There are more subtle ways the theme is reflected over the duration of the game, too. Much like in the Rance series, levelling up is handled by specific individuals rather than just happening naturally out in the world, and early in the game we discover that Aster’s personal “level up person” is a girl named Sora who seems both curiously hesitant to show herself in the flesh — she speaks to him from behind magical transmitters — and very keen to keep Aster’s custom in her Level Up Shops.
She is noticeably distressed at the prospect of Aster using “level up tickets” out in the wild to level up without her direct assistance, and even goes so far as to “bribe” him with lewd pictures, supposedly of herself, as he reaches various level milestones. Aster, it’s clear from the outset of the game, is a simple man; all it takes is a picture of some honkin’ great boobies to ensure his continued custom for the rest of eternity. Sora understands and recognises this immediately — but it’s also a sly dig at the player, too, since you only get to see aforementioned honkin’ great boobies repeatedly if you actually bother to pay Sora a visit rather than using level up tickets.
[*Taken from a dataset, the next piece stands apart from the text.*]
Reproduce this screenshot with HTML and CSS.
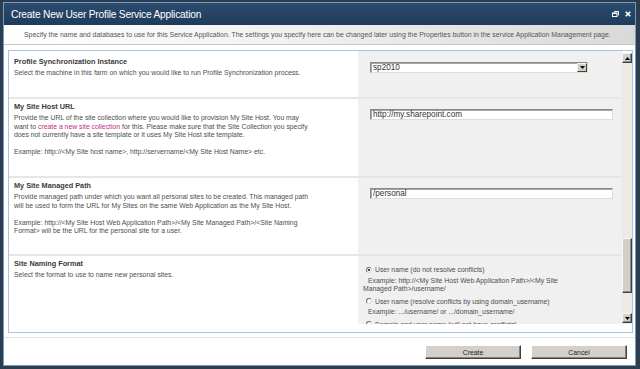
FILE: index.html
```html
<!DOCTYPE html>
<html>
<head>
<meta charset="utf-8">
<link rel="stylesheet" href="styles.css">
</head>
<body>
<div class="dialog">
  <div class="titlebar">
    <span class="title">Create New User Profile Service Application</span>
    <span class="controls">
      <svg width="7" height="6" viewBox="0 0 7 6"><path d="M2.5 1.5V0.5h4v3.5h-1" fill="none" stroke="#fff"/><rect x="0.5" y="2" width="4.5" height="3.5" fill="none" stroke="#fff"/><path d="M0.5 2.5h4.5" stroke="#fff"/></svg>
      <svg width="6" height="6" viewBox="0 0 6 6"><path d="M0.7 0.7l4.6 4.6M5.3 0.7l-4.6 4.6" stroke="#fff" stroke-width="1.6"/></svg>
    </span>
  </div>
  <div class="intro">Specify the name and databases to use for this Service Application. The settings you specify here can be changed later using the Properties button in the service Application Management page.</div>
  <div class="box">
    <div class="viewport">
      <div class="sections">
        <div class="section s1">
          <div class="label-col">
            <div class="heading">Profile Synchronization Instance</div>
            <div class="desc">Select the machine in this farm on which you would like to run Profile Synchronization process.</div>
          </div>
          <div class="field-col">
            <div class="select"><span class="field-text">sp2010</span><span class="select-btn"><svg width="5" height="3" viewBox="0 0 5 3"><path d="M0 0h5L2.5 3z"/></svg></span></div>
          </div>
        </div>
        <div class="section s2">
          <div class="label-col">
            <div class="heading">My Site Host URL</div>
            <div class="desc">Provide the URL of the site collection where you would like to provision My Site Host. You may<br>want to <a href="#">create a new site collection</a> for this. Please make sure that the Site Collection you specify<br>does not currently have a site template or it uses My Site Host site template.<br><br>Example: http://&lt;My Site host name&gt;, http://servername/&lt;My Site Host Name&gt; etc.</div>
          </div>
          <div class="field-col">
            <div class="textbox"><span class="field-text">http://my.sharepoint.com</span></div>
          </div>
        </div>
        <div class="section s3">
          <div class="label-col">
            <div class="heading">My Site Managed Path</div>
            <div class="desc">Provide managed path under which you want all personal sites to be created. This managed path<br>will be used to form the URL for My Sites on the same Web Application as the My Site Host.<br><br>Example: http://&lt;My Site Host Web Application Path&gt;/&lt;My Site Managed Path&gt;/&lt;Site Naming<br>Format&gt; will be the URL for the personal site for a user.</div>
          </div>
          <div class="field-col">
            <div class="textbox"><span class="field-text">/personal</span></div>
          </div>
        </div>
        <div class="section s4">
          <div class="label-col">
            <div class="heading">Site Naming Format</div>
            <div class="desc">Select the format to use to name new personal sites.</div>
          </div>
          <div class="field-col">
            <div class="option first"><span class="radio checked"></span>User name (do not resolve conflicts)</div>
            <div class="example">Example: http://&lt;My Site Host Web Application Path&gt;/&lt;My Site<br>Managed Path&gt;/username/</div>
            <div class="option"><span class="radio"></span>User name (resolve conflicts by using domain_username)</div>
            <div class="example">Example: .../username/ or .../domain_username/</div>
            <div class="option"><span class="radio"></span>Domain and user name (will not have conflicts)</div>
          </div>
        </div>
      </div>
      <div class="scrollbar">
        <div class="sb-btn"><svg width="5" height="3" viewBox="0 0 5 3"><path d="M0 3h5L2.5 0z"/></svg></div>
        <div class="sb-gap1"></div>
        <div class="sb-thumb"></div>
        <div class="sb-gap2"></div>
        <div class="sb-btn"><svg width="5" height="3" viewBox="0 0 5 3"><path d="M0 0h5L2.5 3z"/></svg></div>
      </div>
    </div>
  </div>
  <div class="footer">
    <button class="btn">Create</button>
    <button class="btn">Cancel</button>
  </div>
</div>
</body>
</html>
```
FILE: styles.css
```css
* { box-sizing: border-box; margin: 0; padding: 0; }
body {
  width: 640px; height: 369px; overflow: hidden;
  background: #2e3d4e;
  font-family: "Liberation Sans", Arial, sans-serif;
}
.dialog {
  margin: 2px 0 0 3px;
  width: 633px; height: 364px;
  border: 1px solid #6f9bc4;
  background: #fff;
  display: flex; flex-direction: column;
}
.titlebar {
  height: 22px; flex: none;
  display: flex; align-items: center; justify-content: space-between;
  padding: 0 4px 0 7px;
  background: linear-gradient(#2c4c6e, #1e3b5b);
  color: #fff;
}
.title { font-size: 10.2px; letter-spacing: -0.2px; }
.controls { display: flex; gap: 6px; align-items: center; }
.intro {
  height: 20px; flex: none;
  display: flex; align-items: center;
  padding-left: 20px;
  font-size: 6.9px; color: #555;
  white-space: nowrap;
  background: linear-gradient(to right, #ffffff, #f3f3f3 40%, #d9d9d9);
  border-bottom: 1px solid #c6c6c6;
}
.box {
  flex: none; height: 283px;
  margin: 5px 2px 0 4px;
  border: 1px solid #a9c4de;
  padding-bottom: 8px;
}
.viewport { height: 273px; display: flex; overflow: hidden; }
.sections { width: 613px; flex: none; }
.section {
  display: grid; grid-template-columns: 349px 264px;
  border-bottom: 2px solid #e6e6e6;
  overflow: hidden;
}
.s1 { height: 48px; }
.s2 { height: 79px; }
.s3 { height: 78px; }
.s4 { height: 120px; border-bottom: 0; }
.label-col { padding: 3px 0 0 5px; }
.s1 .label-col { padding-top: 6px; }
.field-col { background: #f0f0f0; padding: 10px 0 0 12px; }
.s1 .field-col { padding-top: 11px; }
.s4 .field-col { padding: 8px 0 0 5px; }
.heading { font-weight: bold; font-size: 7.3px; line-height: 9px; color: #3b3b3b; white-space: nowrap; }
.desc { margin-top: 3px; font-size: 6.85px; line-height: 8.5px; color: #4d4d4d; white-space: nowrap; }
.desc a { color: #c22b84; text-decoration: none; }
.select, .textbox {
  display: flex; height: 11px;
  background: #fff;
  border: 1px solid; border-color: #8a8a8a #dcdcdc #dcdcdc #8a8a8a;
  box-shadow: inset 1px 1px 0 #a6a6a6;
}
.select { width: 218px; }
.textbox { width: 243px; }
.field-text { flex: 1; font-size: 8.2px; line-height: 9px; padding-left: 2px; color: #333; white-space: nowrap; }
.select-btn {
  width: 10px; height: 9px; flex: none;
  background: #d4d0c8;
  border: 1px solid; border-color: #f4f4f4 #404040 #404040 #f4f4f4;
  display: flex; align-items: center; justify-content: center;
}
.option {
  display: flex; align-items: center; height: 11px; margin-top: 2px;
  font-size: 6.85px; color: #4d4d4d; white-space: nowrap;
}
.option.first { margin-top: 0; }
.radio {
  width: 6px; height: 6px; border-radius: 50%;
  background: #fff; flex: none;
  border: 1px solid; border-color: #707070 #dadada #dadada #707070;
  margin: 0 3px 0 3px;
  display: flex; align-items: center; justify-content: center;
}
.radio.checked::after { content: ""; width: 2px; height: 2px; border-radius: 50%; background: #000; }
.example {
  margin-top: 1.5px; font-size: 6.85px; line-height: 8.5px;
  text-indent: 5px; white-space: nowrap; color: #4d4d4d;
}
.scrollbar {
  width: 10px; flex: none; height: 271px; margin-top: 2px;
  background: #eceae4;
  display: flex; flex-direction: column;
}
.sb-btn, .sb-thumb {
  background: #d4d0c8;
  border: 1px solid; border-color: #f4f4f4 #404040 #404040 #f4f4f4;
  box-shadow: inset -1px -1px 0 #8a8a8a;
}
.sb-btn { height: 10px; flex: none; display: flex; align-items: center; justify-content: center; }
.sb-gap1 { height: 175px; flex: none; }
.sb-thumb { height: 55px; flex: none; }
.sb-gap2 { height: 20px; flex: none; }
.footer {
  flex: none; height: 28px; margin-top: 4px;
  border-top: 1px solid #e2e2e2;
  display: flex; justify-content: flex-end; gap: 10px;
  padding: 7px 8px 0 0;
}
.btn {
  width: 96px; height: 14px;
  background: #d4d0c8;
  border: 1px solid; border-color: #fff #404040 #404040 #fff;
  box-shadow: inset -1px -1px 0 #808080;
  font-family: "Liberation Sans", Arial, sans-serif;
  font-size: 6.85px; color: #222;
}
```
Evenicle, like its stablemates in the Rance series, knows exactly what it’s doing. It knows that some people are likely playing the game purely because it has sexual content — it draws those people in with the promise of hot scenes (which it most certainly provides) but then keeps them interested with its strong characterisation, its interesting narrative and its enjoyable gameplay.
It’s not ashamed in any way of its sexual content, nor does it attempt to hide it — but it also ably demonstrates in a variety of ways that while sex has power, that is often just the beginning of something wonderful. Having sex may indeed bond you for life — but it’s once that bond has been securely formed that things get really interesting.